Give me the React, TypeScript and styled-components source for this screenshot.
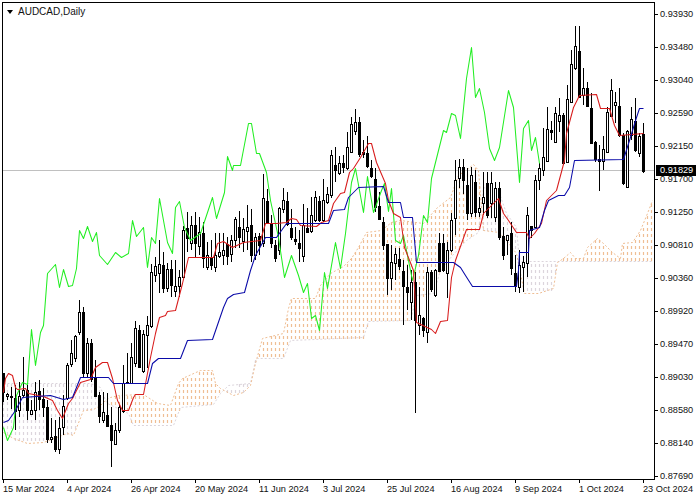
...
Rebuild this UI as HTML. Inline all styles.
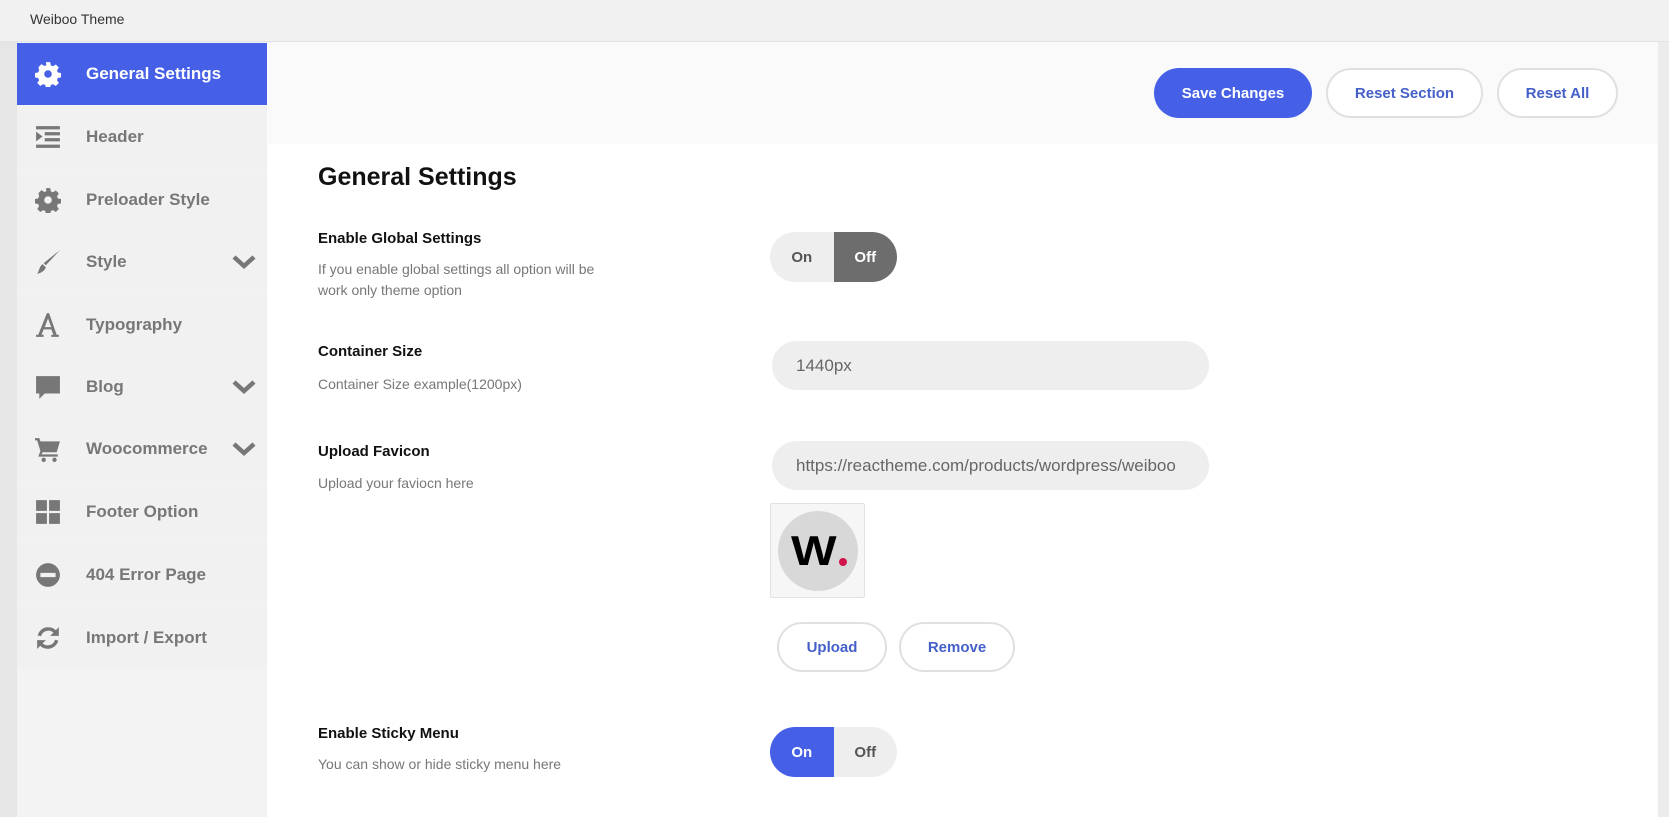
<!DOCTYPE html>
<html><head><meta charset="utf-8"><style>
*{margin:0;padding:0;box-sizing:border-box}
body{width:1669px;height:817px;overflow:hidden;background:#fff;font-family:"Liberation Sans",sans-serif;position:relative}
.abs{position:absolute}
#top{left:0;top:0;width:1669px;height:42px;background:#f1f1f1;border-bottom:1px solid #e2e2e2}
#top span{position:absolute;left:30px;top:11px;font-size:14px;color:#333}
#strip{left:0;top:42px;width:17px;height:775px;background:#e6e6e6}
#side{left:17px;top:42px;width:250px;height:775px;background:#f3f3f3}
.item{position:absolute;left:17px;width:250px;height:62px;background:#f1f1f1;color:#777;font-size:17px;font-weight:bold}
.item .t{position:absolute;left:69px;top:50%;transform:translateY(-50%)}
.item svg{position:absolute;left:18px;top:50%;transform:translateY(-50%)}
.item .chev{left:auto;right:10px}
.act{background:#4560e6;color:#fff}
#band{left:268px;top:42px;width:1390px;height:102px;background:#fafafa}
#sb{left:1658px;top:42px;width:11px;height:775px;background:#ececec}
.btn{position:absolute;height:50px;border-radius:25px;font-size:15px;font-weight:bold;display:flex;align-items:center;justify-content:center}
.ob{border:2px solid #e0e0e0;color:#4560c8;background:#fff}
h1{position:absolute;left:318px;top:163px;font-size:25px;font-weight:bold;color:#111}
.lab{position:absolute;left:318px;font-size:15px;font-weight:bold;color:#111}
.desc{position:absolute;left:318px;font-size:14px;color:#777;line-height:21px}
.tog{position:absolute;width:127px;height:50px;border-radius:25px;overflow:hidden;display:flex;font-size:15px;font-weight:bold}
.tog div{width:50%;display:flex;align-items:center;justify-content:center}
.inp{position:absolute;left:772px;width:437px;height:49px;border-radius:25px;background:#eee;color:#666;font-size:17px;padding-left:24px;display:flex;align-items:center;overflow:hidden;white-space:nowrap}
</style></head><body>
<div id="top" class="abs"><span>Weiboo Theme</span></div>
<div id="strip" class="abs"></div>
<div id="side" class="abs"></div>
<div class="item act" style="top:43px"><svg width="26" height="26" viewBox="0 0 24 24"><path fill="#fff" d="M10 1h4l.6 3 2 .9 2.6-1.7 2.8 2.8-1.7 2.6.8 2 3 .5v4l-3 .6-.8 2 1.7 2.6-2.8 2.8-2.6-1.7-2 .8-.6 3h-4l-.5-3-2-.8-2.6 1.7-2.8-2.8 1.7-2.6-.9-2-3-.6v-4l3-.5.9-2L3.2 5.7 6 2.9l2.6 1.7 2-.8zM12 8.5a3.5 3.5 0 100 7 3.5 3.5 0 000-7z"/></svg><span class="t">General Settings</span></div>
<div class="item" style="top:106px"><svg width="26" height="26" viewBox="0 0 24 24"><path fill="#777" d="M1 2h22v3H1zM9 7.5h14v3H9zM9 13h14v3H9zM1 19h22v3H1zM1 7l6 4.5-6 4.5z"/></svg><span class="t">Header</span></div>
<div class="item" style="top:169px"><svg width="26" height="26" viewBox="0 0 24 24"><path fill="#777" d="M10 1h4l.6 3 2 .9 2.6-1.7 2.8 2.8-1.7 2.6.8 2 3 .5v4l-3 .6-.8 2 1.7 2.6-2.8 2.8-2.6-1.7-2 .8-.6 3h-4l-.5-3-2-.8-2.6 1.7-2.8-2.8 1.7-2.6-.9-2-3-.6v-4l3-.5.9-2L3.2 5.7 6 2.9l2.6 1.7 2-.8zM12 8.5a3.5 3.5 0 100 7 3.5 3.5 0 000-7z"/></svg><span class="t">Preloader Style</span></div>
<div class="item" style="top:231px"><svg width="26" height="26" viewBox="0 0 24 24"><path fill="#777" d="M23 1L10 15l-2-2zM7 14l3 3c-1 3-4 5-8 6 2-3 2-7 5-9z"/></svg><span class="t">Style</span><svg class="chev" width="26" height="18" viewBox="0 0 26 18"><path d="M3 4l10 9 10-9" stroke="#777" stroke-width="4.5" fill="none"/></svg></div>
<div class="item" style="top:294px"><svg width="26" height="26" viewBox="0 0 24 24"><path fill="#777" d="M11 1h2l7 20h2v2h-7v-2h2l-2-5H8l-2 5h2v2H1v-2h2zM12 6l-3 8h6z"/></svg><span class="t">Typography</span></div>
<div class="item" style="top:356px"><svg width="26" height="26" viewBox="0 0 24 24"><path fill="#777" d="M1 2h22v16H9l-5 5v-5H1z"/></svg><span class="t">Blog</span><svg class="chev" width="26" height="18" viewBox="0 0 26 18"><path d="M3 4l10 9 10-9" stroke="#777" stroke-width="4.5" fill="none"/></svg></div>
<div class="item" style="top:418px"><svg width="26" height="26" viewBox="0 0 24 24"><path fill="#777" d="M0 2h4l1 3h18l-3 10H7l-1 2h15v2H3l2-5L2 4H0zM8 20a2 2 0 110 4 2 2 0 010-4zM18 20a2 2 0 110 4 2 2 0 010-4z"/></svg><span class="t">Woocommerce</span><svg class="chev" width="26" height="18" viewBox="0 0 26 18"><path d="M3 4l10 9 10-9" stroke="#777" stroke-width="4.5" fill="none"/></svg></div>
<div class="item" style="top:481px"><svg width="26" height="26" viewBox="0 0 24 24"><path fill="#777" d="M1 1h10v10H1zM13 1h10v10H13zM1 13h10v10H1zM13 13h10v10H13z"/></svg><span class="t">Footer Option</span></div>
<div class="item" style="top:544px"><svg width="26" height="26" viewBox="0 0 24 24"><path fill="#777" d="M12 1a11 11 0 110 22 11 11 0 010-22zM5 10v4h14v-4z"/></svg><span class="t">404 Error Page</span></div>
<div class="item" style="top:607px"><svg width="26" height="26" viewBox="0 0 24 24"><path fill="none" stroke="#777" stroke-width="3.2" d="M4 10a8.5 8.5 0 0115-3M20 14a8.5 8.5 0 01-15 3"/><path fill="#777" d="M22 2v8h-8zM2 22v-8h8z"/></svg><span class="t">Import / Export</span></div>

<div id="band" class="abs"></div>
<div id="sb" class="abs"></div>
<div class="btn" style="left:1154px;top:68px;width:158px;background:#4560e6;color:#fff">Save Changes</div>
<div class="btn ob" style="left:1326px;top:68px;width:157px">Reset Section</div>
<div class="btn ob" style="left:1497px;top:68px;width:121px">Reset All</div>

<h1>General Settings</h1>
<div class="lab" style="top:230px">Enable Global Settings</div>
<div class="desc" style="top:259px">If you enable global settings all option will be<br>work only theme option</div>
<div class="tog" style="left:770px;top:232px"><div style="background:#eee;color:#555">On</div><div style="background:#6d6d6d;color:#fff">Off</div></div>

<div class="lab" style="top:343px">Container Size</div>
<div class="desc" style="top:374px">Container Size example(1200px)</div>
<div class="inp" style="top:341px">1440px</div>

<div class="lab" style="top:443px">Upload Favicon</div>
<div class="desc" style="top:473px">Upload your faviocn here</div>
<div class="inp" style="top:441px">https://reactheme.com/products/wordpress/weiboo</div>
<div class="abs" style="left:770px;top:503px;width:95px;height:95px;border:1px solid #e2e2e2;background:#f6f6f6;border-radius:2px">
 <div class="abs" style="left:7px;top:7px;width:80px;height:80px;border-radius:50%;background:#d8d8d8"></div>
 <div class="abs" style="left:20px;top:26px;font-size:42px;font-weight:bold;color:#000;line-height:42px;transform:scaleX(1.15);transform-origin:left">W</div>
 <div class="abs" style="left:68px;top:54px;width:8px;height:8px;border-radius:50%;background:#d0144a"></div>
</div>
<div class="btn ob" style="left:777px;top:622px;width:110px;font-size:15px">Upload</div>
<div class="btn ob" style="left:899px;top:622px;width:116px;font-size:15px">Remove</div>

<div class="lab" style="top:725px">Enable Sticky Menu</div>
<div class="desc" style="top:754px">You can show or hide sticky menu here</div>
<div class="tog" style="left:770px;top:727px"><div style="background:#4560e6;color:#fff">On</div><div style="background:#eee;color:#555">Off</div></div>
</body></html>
---
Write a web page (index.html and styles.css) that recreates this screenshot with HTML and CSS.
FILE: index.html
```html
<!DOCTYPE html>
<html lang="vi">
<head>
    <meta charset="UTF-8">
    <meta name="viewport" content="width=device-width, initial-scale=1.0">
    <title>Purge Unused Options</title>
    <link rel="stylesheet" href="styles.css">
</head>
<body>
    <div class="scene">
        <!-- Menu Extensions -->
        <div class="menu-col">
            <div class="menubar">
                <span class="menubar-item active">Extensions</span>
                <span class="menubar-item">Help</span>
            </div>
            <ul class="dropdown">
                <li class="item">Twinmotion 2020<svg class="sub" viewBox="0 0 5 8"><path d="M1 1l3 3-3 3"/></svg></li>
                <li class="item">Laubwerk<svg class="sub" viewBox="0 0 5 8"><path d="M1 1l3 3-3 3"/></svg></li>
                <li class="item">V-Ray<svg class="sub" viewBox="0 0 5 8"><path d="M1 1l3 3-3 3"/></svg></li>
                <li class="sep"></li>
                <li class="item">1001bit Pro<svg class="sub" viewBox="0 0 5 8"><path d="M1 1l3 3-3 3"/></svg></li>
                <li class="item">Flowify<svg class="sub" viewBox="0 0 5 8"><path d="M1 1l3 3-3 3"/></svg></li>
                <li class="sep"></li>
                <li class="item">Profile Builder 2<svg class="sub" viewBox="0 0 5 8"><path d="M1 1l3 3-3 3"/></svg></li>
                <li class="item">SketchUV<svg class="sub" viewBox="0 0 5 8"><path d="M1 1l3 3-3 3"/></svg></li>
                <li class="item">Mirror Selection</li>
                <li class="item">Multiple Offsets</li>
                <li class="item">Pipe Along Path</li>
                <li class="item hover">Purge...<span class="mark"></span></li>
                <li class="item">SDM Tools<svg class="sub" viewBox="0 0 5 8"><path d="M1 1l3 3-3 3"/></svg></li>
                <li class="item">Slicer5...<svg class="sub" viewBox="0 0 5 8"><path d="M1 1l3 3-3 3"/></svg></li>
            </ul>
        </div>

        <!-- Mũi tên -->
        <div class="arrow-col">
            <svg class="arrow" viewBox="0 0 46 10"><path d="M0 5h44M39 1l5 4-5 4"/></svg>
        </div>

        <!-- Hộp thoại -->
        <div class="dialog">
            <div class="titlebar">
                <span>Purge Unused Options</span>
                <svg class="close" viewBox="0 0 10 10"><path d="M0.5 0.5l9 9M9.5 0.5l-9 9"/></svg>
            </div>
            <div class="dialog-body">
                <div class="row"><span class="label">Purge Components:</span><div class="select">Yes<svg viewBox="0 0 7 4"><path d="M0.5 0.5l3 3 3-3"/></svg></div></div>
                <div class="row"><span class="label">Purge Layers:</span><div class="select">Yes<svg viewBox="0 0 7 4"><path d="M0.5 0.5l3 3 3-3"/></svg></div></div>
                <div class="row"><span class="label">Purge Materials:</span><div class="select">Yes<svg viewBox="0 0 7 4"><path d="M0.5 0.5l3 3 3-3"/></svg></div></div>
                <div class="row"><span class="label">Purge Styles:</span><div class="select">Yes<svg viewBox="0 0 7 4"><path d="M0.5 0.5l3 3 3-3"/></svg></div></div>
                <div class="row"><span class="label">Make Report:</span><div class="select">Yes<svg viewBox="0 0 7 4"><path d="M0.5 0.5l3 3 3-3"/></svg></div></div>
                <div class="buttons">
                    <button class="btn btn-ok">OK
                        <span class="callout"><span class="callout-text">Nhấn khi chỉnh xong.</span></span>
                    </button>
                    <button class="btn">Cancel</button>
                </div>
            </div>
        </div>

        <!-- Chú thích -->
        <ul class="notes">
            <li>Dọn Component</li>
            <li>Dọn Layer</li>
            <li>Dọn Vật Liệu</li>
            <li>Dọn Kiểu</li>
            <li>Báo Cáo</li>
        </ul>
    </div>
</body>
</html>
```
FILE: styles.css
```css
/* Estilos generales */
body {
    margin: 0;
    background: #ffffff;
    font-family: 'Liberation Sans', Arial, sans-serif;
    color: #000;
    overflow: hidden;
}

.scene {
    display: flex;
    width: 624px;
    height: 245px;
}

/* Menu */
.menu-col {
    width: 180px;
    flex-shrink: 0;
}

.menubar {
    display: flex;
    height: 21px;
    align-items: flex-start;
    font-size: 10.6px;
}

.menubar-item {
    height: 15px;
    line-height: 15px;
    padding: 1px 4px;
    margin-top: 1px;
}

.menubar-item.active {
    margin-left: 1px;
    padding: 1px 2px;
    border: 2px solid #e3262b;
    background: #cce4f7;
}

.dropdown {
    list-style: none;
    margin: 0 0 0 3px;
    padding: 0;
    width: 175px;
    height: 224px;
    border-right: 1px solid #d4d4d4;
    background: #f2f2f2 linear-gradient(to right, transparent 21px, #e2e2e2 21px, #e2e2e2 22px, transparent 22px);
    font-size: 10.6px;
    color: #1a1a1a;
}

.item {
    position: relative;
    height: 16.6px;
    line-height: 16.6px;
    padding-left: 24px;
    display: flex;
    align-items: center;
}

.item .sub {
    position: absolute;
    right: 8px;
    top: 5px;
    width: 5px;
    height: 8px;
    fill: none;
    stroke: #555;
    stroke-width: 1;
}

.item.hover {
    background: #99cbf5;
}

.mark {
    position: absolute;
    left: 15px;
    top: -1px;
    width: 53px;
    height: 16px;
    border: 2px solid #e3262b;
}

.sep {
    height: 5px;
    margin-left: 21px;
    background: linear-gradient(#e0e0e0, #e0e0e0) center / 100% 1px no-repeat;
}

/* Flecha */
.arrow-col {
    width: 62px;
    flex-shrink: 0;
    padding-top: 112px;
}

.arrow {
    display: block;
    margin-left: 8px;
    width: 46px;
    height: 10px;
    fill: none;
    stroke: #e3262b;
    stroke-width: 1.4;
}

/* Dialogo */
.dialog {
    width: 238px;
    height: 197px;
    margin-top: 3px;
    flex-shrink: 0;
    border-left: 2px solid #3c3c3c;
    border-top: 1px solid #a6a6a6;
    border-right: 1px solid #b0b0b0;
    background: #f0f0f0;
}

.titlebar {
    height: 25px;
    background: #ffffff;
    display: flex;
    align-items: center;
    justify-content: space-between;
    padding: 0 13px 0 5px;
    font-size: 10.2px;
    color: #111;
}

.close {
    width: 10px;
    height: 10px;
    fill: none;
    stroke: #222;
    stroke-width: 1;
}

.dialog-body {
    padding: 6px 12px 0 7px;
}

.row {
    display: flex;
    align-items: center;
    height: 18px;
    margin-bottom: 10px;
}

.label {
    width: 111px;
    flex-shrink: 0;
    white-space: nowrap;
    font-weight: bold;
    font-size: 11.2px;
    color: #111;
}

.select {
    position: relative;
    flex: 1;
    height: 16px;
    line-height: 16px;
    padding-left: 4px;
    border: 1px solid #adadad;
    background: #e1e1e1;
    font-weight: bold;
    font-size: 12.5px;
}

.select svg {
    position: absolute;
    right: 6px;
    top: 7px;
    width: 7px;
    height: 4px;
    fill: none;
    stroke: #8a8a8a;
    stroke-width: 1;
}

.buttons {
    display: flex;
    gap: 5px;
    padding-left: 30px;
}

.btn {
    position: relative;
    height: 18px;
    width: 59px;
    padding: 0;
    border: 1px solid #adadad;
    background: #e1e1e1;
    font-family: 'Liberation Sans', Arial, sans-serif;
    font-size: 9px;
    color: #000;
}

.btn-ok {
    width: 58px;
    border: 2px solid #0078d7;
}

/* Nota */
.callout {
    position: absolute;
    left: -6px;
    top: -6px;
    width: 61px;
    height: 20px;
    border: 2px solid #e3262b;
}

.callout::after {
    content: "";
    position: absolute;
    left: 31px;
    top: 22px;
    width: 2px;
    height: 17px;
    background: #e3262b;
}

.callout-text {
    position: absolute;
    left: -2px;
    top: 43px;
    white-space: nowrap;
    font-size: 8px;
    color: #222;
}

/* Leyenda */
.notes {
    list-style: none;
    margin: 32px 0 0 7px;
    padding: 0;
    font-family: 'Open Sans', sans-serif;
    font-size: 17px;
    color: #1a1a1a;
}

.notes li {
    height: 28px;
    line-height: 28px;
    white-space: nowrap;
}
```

TASK STATEMENT = Find every line that has "this" in it, then return those lines.

CORRECT ANSWER =
Give me the React, TypeScript and styled-components source for this screenshot.
Rebuild this UI as HTML. Inline all styles.
Write a web page (index.html and styles.css) that recreates this screenshot with HTML and CSS.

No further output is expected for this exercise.